Updated: July 5, 2018 10:06:36 am
The judgment of the constitutional bench has been greeted with general approval by all political parties and with great euphoria by the Aam Admi Party (AAP). What emanates from three separate judgments delivered by the Chief Justice of the Supreme Court and his two brother judges is, first, a veritable history of the administration of Delhi. The labyrinthine route that was traversed over several decades of administering the Capital has been captured in copious detail. It is hoped that it would bring some sobriety into the grandstanding by a host of actors.
The Supreme Court’s Wednesday verdict has made three very important deviations from the Delhi High Court judgment of August 2016. It has dispelled the idea that the elected government has to wait to implement its decisions until the lieutenant governor (LG) acquiesces. More specifically, the advice given by the council of ministers is binding on the LG. But only as long as the LG does not exercise his constitutional power to differ and refer the matter to the President for a decision. Although it has been emphasised that this power is not to be exercised mechanically, anything that has sensitivity or can cast a financial burden which is beyond the government’s capacity or cause political problems with the Centre or other states will fall in this area. This actually covers a lot of area.
What does all this mean for Delhi’s citizens? First, as long as every decision has been taken within the ambit of the Transaction of Business Rules 1993 ,which mandates informing the LG of decisions taken by the council of ministers or even by an individual minister, implementation of decisions can start without awaiting approvals. But the Rules also have two important sub-chapters which refer to examination and concurrence by the finance and the law departments. This means a host of proposals can be called to question. Just a note of dissent given by the departmental secretary will give a handle to the LG to differ and withhold further action.
That there ought to be discussion, dialogue and a genuine effort to solve problems is inbuilt in the rules, and has been reiterated strongly by the three judgments. For example, embargoes on vehicles converging on Delhi’s roads or placing restrictions on hospitals or educational institutions by the council of ministers would have implications for the governance of the Capital — it belongs to the whole country. So, restrictions cannot be imposed without the LG having had an opportunity to discuss the pros and cons and return the matter for reconsideration. In Delhi’s case, the LG can differ, ask for reconsideration and make a reference to the Centre. Till a decision comes, the LG’s orders would prevail. So, it is not all plain sailing.

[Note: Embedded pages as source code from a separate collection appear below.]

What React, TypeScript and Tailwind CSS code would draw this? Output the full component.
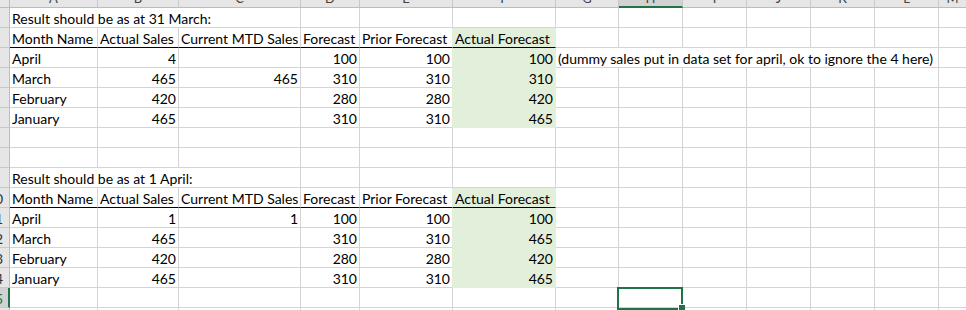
const COLS = ["A", "B", "C", "D", "E", "F", "G", "H", "I", "J", "K", "L", "M"];

// row header + columns A..M, widths include the 1px gridline on the right
const GRID =
  "grid grid-cols-[10px_88px_81px_122px_59px_93px_103px_63px_64px_64px_64px_64px_64px_1fr]";

const HEADINGS = [
  "Month Name",
  "Actual Sales",
  "Current MTD Sales",
  "Forecast",
  "Prior Forecast",
  "Actual Forecast",
];

type Cell = {
  text?: string;
  num?: boolean;
  span?: 3 | 6;
  fill?: boolean;
  rule?: boolean;
  edge?: boolean;
};

const empty = (n: number): Cell[] => Array.from({ length: n }, () => ({}));

function block(title: string, data: string[][], note?: string): Cell[][] {
  const rows: Cell[][] = [];
  rows.push([{ text: title, span: 3 }, ...empty(10)]);
  rows.push([
    ...HEADINGS.map((h, i) => ({ text: h, rule: true, fill: i === 5, edge: i === 4 })),
    ...empty(7),
  ]);
  data.forEach((d, r) => {
    const cells: Cell[] = d.map((v, i) => ({
      text: v,
      num: i > 0,
      fill: i === 5,
      edge: i === 4,
    }));
    if (r === 0 && note) cells.push({ text: note, span: 6 }, {});
    else cells.push(...empty(7));
    rows.push(cells);
  });
  return rows;
}

const SHEET: Cell[][] = [
  ...block(
    "Result should be as at 31 March:",
    [
      ["April", "4", "", "100", "100", "100"],
      ["March", "465", "465", "310", "310", "310"],
      ["February", "420", "", "280", "280", "420"],
      ["January", "465", "", "310", "310", "465"],
    ],
    "(dummy sales put in data set for april, ok to ignore the 4 here)"
  ),
  empty(13),
  empty(13),
  ...block("Result should be as at 1 April:", [
    ["April", "1", "1", "100", "100", "100"],
    ["March", "465", "", "310", "310", "465"],
    ["February", "420", "", "280", "280", "420"],
    ["January", "465", "", "310", "310", "465"],
  ]),
  empty(13),
  empty(13),
];

const ACTIVE_ROW = 15;
const ACTIVE_COL = 7; // H

function CellView({ cell, last }: { cell: Cell; last: boolean }) {
  const cls = [
    "flex items-end h-5 px-[2px] leading-4 whitespace-nowrap overflow-hidden border-b",
    last ? "" : "border-r",
    cell.span === 3 ? "col-span-3" : cell.span === 6 ? "col-span-6" : "",
    cell.num ? "justify-end" : "",
    cell.fill
      ? "bg-[#e2efda] border-r-[#e2efda]"
      : cell.edge
        ? "border-r-[#e2efda]"
        : "border-r-[#d4d4d4]",
    cell.rule
      ? "border-b-black"
      : cell.fill
        ? "border-b-[#e2efda]"
        : "border-b-[#d4d4d4]",
  ].join(" ");
  return <div className={cls}>{cell.text}</div>;
}

function RowHeader({ n }: { n: number }) {
  const active = n === ACTIVE_ROW;
  return (
    <div
      className={
        "h-5 overflow-hidden border-b border-b-[#c8c8c8] " +
        (active
          ? "bg-[#d2d2d2] border-r-2 border-r-[#217346] text-[#217346]"
          : "bg-[#e6e6e6] border-r border-r-[#bcbcbc] text-[#333]")
      }
    >
      {/* only the right edge of the number column is scrolled into view */}
      <div className="w-[26px] -ml-[18px] text-center leading-4 pt-[3px]">{n}</div>
    </div>
  );
}

function ColumnHeaders() {
  return (
    <>
      <div className="h-2 bg-[#e6e6e6] border-r border-r-[#bcbcbc] border-b border-b-[#bcbcbc]" />
      {COLS.map((c, i) => (
        <div
          key={c}
          className={
            "h-2 overflow-hidden flex justify-center items-start " +
            (i === ACTIVE_COL
              ? "bg-[#d2d2d2] border-b-2 border-b-[#217346] text-[#444] "
              : "bg-[#e6e6e6] border-b border-b-[#bcbcbc] text-[#444] ") +
            (i === COLS.length - 1 ? "" : "border-r border-r-[#c8c8c8]")
          }
        >
          <span className="-mt-[9px] leading-[14px] text-[13px]">{c}</span>
        </div>
      ))}
    </>
  );
}

export default function App() {
  return (
    <div className="w-[966px] h-[310px] overflow-hidden bg-white font-[Lato,sans-serif] text-[14px] text-black">
      <div className={"relative " + GRID}>
        <ColumnHeaders />
        {SHEET.map((row, r) => (
          <div key={r} className="contents">
            <RowHeader n={r + 1} />
            {row.map((cell, c) => (
              <CellView key={c} cell={cell} last={c === row.length - 1} />
            ))}
          </div>
        ))}

        {/* active cell H15 with fill handle */}
        <div className="absolute left-[617px] top-[287px] w-[66px] h-[23px] border-2 border-[#217346]">
          <div className="absolute -right-[4px] -bottom-[3px] w-[7px] h-[7px] bg-[#217346] border-l border-t border-white" />
        </div>
      </div>
    </div>
  );
}
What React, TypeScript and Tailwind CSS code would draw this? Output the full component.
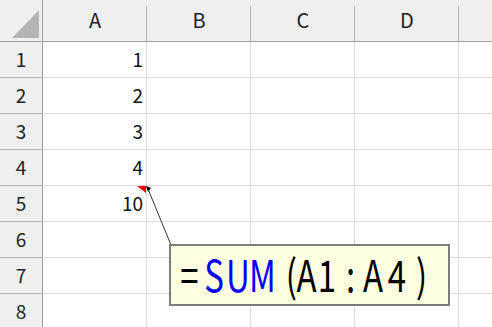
import React from "react";

const cols = ["A", "B", "C", "D", ""];
const colW = ["w-[104px]", "w-[104px]", "w-[104px]", "w-[104px]", "w-[33px]"];
const values: (string | null)[] = ["1", "2", "3", "4", "10", null, null, null];

// formula glyphs on their own cells: [char, cell classes, blue?]
const formula: [string, string, boolean][] = [
  ["=", "w-[25px] justify-center", false],
  ["S", "w-[24px] justify-center", true],
  ["U", "w-[24px] justify-center", true],
  ["M", "w-[25px] justify-center", true],
  ["(", "w-[22px] justify-end", false],
  ["A", "w-[19px] justify-center", false],
  ["1", "w-[22px] justify-center", false],
  [":", "w-[25px] justify-center", false],
  ["A", "w-[20px] justify-center", false],
  ["4", "w-[28px] justify-center", false],
  [")", "w-[17px] justify-start pl-[5px]", false],
];

function HeaderRow() {
  return (
    <div className="flex h-[42px] bg-[#efefef] border-b border-[#9f9f9f]">
      <div className="relative w-[43px] h-full shrink-0 border-r border-[#9f9f9f]">
        <svg className="absolute left-[12px] top-[10px]" width="27" height="28" viewBox="0 0 27 28">
          <polygon points="27,0 27,28 0,28" fill="#b4b4b4" />
        </svg>
      </div>
      {cols.map((c, i) => (
        <div
          key={i}
          className={`${colW[i]} shrink-0 flex items-center justify-center text-[20px] text-[#222] pb-[1px]`}
        >
          {c}
        </div>
      ))}
    </div>
  );
}

function Separators() {
  // thin vertical dividers inside the column header, starting a few px below the top
  return (
    <>
      {[146, 250, 354, 458].map((x) => (
        <div key={x} className="absolute top-[6px] h-[35px] w-px bg-[#b2b2b2]" style={{ left: x }} />
      ))}
    </>
  );
}

function BodyRow({ n, v }: { n: number; v: string | null }) {
  return (
    <div className="flex h-[36px]">
      <div className="w-[43px] h-full shrink-0 bg-[#efefef] border-r border-b border-r-[#9f9f9f] border-b-[#b4b4b4] flex items-center justify-center text-[19px] text-[#222]">
        {n}
      </div>
      {cols.map((_, i) => (
        <div
          key={i}
          className={`${colW[i]} h-full shrink-0 border-b ${i < 4 ? "border-r" : ""} border-[#dadada] flex items-center justify-end pr-[3px] text-[19px] text-[#111]`}
        >
          {i === 0 && v}
        </div>
      ))}
    </div>
  );
}

export default function App() {
  return (
    <div
      className="relative w-[492px] h-[327px] overflow-hidden bg-white"
      style={{ fontFamily: '"Noto Sans CJK JP", "Noto Sans", sans-serif' }}
    >
      <HeaderRow />
      <Separators />
      {values.map((v, i) => (
        <BodyRow key={i} n={i + 1} v={v} />
      ))}

      {/* comment indicator and leader arrow */}
      <svg className="absolute left-0 top-0" width="492" height="327">
        <polygon points="137,186 146,186 146,193" fill="#ff0000" />
        <line x1="148" y1="189" x2="171" y2="245" stroke="#333" strokeWidth="1" />
        <polygon points="146,186 151,188 148,192" fill="#000" />
      </svg>

      {/* comment box */}
      <div className="absolute left-[169px] top-[244px] w-[281px] h-[62px] bg-[#ffffe1] border-2 border-[#7c7c7c] flex items-center pl-[6px]">
        <div className="flex items-center text-[33px] leading-none text-black pb-[2px]">
          {formula.map(([ch, cls, blue], i) => (
            <div key={i} className={`${cls} shrink-0 flex`}>
              <span className={`inline-block scale-y-[1.33] ${blue ? "text-[#0000ff]" : ""}`}>{ch}</span>
            </div>
          ))}
        </div>
      </div>
    </div>
  );
}
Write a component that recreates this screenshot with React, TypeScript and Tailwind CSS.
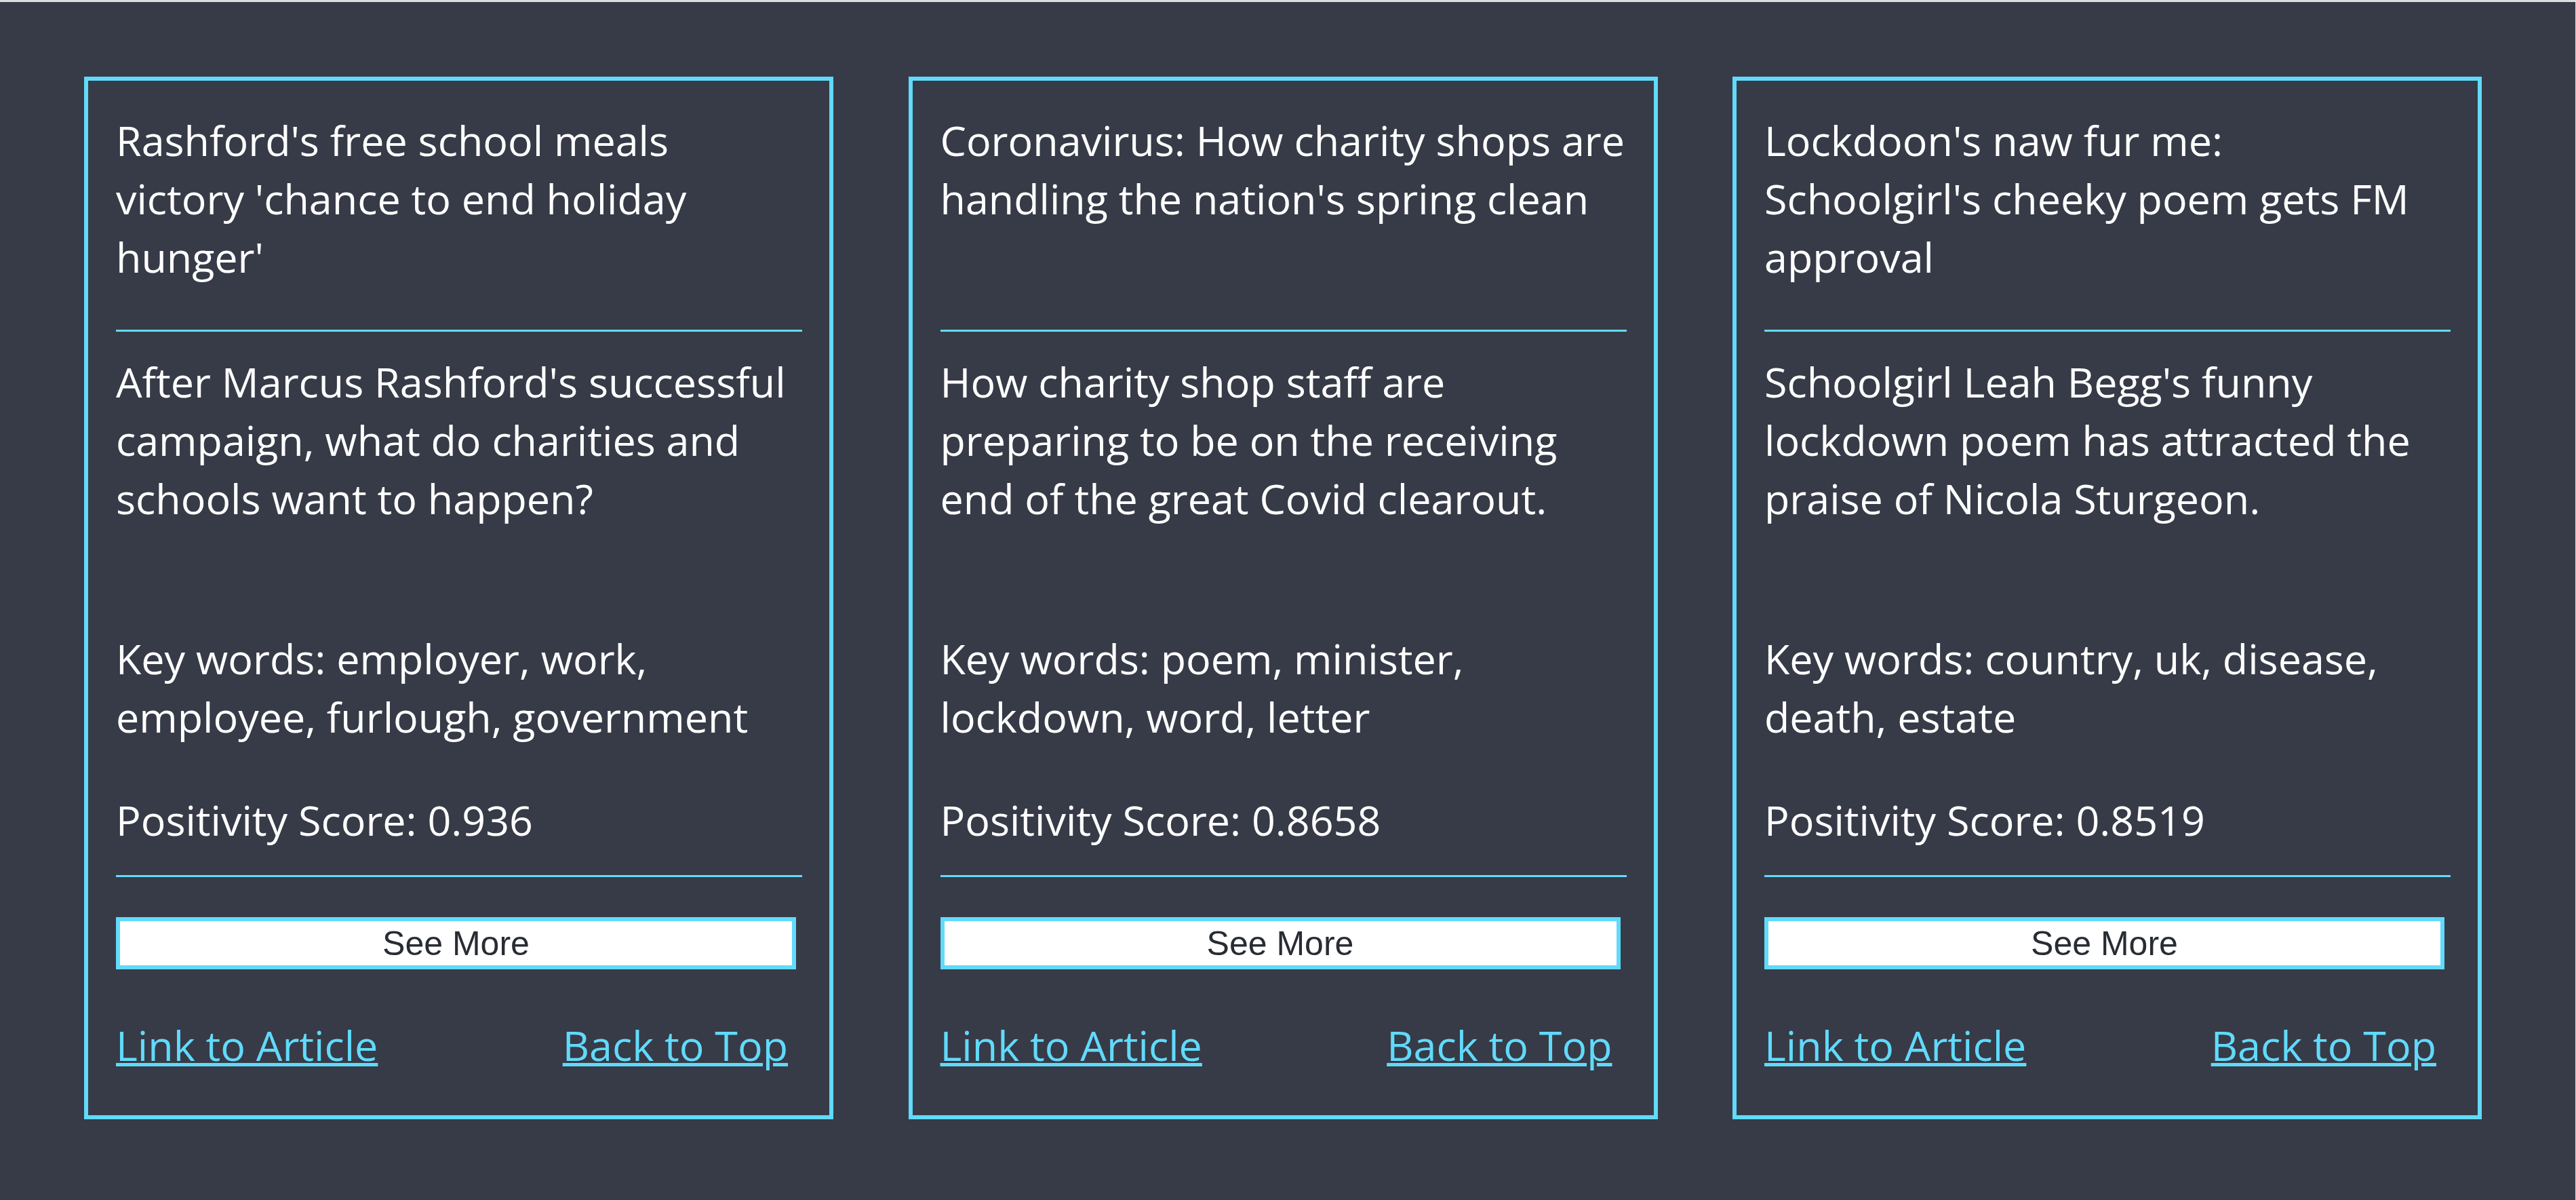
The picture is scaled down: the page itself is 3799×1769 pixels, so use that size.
// lines are kept as in the original layout so wrapping doesn't depend on the fallback font
const articles = [
  {
    title: ["Rashford's free school meals", "victory 'chance to end holiday", "hunger'"],
    summary: ["After Marcus Rashford's successful", "campaign, what do charities and", "schools want to happen?"],
    keywords: ["Key words: employer, work,", "employee, furlough, government"],
    score: "0.936",
  },
  {
    title: ["Coronavirus: How charity shops are", "handling the nation's spring clean"],
    summary: ["How charity shop staff are", "preparing to be on the receiving", "end of the great Covid clearout."],
    keywords: ["Key words: poem, minister,", "lockdown, word, letter"],
    score: "0.8658",
  },
  {
    title: ["Lockdoon's naw fur me:", "Schoolgirl's cheeky poem gets FM", "approval"],
    summary: ["Schoolgirl Leah Begg's funny", "lockdown poem has attracted the", "praise of Nicola Sturgeon."],
    keywords: ["Key words: country, uk, disease,", "death, estate"],
    score: "0.8519",
  },
]

type Article = (typeof articles)[number]

function Lines({ lines }: { lines: string[] }) {
  return (
    <>
      {lines.map((line) => (
        <span key={line} className="block whitespace-nowrap">{line}</span>
      ))}
    </>
  )
}

function ArticleCard({ article }: { article: Article }) {
  return (
    <div className="w-[1105px] shrink-0 border-[6px] border-[#61dafb] pt-[45px] pb-[60px] pl-[41px] pr-[40px] flex flex-col">
      <h2 className="h-[322px] font-normal">
        <Lines lines={article.title} />
      </h2>
      <div className="h-[3px] bg-[#61dafb]" />
      <p className="mt-[31px] h-[408px]">
        <Lines lines={article.summary} />
      </p>
      <p className="h-[172px]">
        <Lines lines={article.keywords} />
      </p>
      <p className="mt-[66px] whitespace-nowrap">{`Positivity Score: ${article.score}`}</p>
      <div className="mt-[38px] h-[3px] bg-[#61dafb]" />
      <button className="mt-[59px] w-[1003px] h-[77px] border-[6px] border-[#61dafb] bg-white text-[#282c34] text-[50px] leading-none font-['Liberation_Sans',Arial,sans-serif] cursor-pointer">
        See More
      </button>
      <div className="mt-[69px] flex justify-between pr-[21px] text-[#61dafb]">
        <a href="#" className="underline decoration-[5px] underline-offset-[3px]">Link to Article</a>
        <a href="#" className="underline decoration-[5px] underline-offset-[3px]">Back to Top</a>
      </div>
    </div>
  )
}

export default function App() {
  return (
    <div className="min-h-screen bg-[#373b47] border-t-[3px] border-r border-[#dcdde1] pt-[110px] pl-[124px] text-white text-[61px] leading-[86px] font-['Open_Sans',sans-serif]">
      <div className="flex gap-[110.5px]">
        {articles.map((article) => (
          <ArticleCard key={article.score} article={article} />
        ))}
      </div>
    </div>
  )
}
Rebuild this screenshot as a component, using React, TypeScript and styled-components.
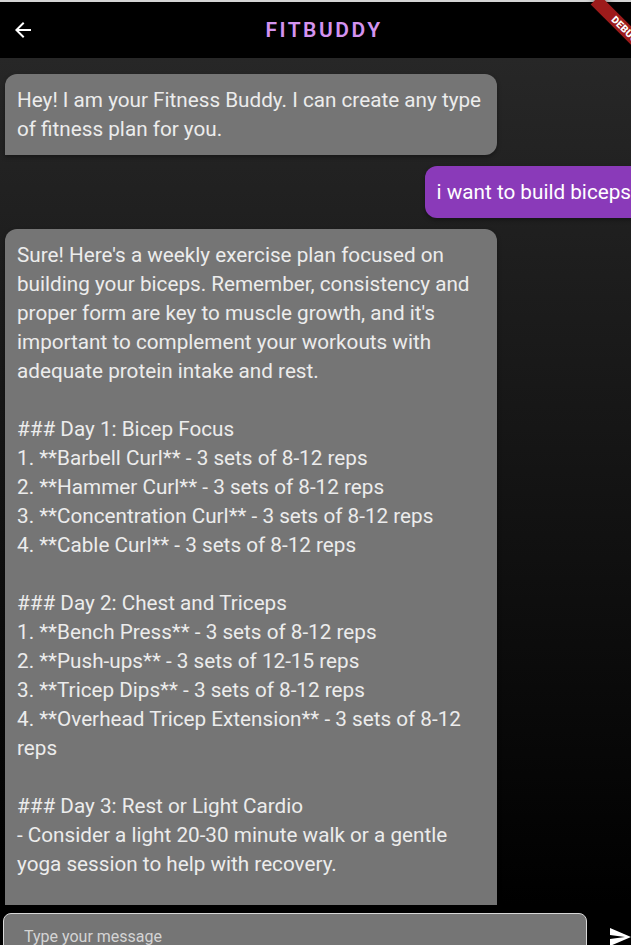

Under the Transaction of Business Rules, consultation with the finance and law departments is mandatory and the chief secretary — the secretary of the cabinet — has to ensure that the cabinet note has followed the process very elaborately spelt out in the 1993 rules. These have been alluded to by the apex court at numerous places in the judgments. In other words, getting advisers and consultants to prepare cabinet notes and clearing them with a simple nod will not work. Haranguing officers and imputing motives to them will not result in either compliance or implementation. At the end of the day, the proof of the pudding will be in the delivery of promised services — not in a display of strongman tactics to impress constituencies.
On the face of it, it may seem as though the Delhi government will now have the authority to make laws on all subjects, excluding those which fall directly under the LG’s authority. But that is actually not so. For instance, the Jan Lokpal Bill and the mohalla committee strategy. Both have been points of confrontation, resulting even in the resignation of the chief minister in his first term. Nothing has changed with all the judgments of the Supreme Court. The apex court has reiterated that any law which is repugnant to a law made by Parliament cannot be passed by the legislative assembly. And indeed these bills or concepts would even now run into repugnancy issues and will be negated as Parliament’s laws do not envisage such deviations being made to the existing central acts.
If the spirit of the judgments is to be read, all postings and transfers of officers should return to as it was in the Sheila Dikshit era, with only the postings of principal secretaries needing the acquiescence of the LG because that makes for better management with the Centre which controls the cadre. However the selection and posting of the chief secretary, the home secretary and secretary lands needs the specific approval of the LG as per the Transaction of Business Rules, which have now been accorded a new sanctity.
The judges have explained that the administrator as per rules has to be apprised of each decision taken by a minister or council of ministers and difference of opinion must meet the standards of constitutional trust and morality, the principle of collaborative federalism and constitutional balance. “The element of trust is an imperative between constitutional functionaries” so that their governments “can work in accordance with constitutional norms”.
Last but not least it is curtains for the idea of statehood. As long as Delhi is the national capital, it is everyone’s capital and the voice of non-Delhi citizens have to be heard through the central government acting on the decisions of Parliament. AAP’s hopes were misplaced and should not be resurrected afresh.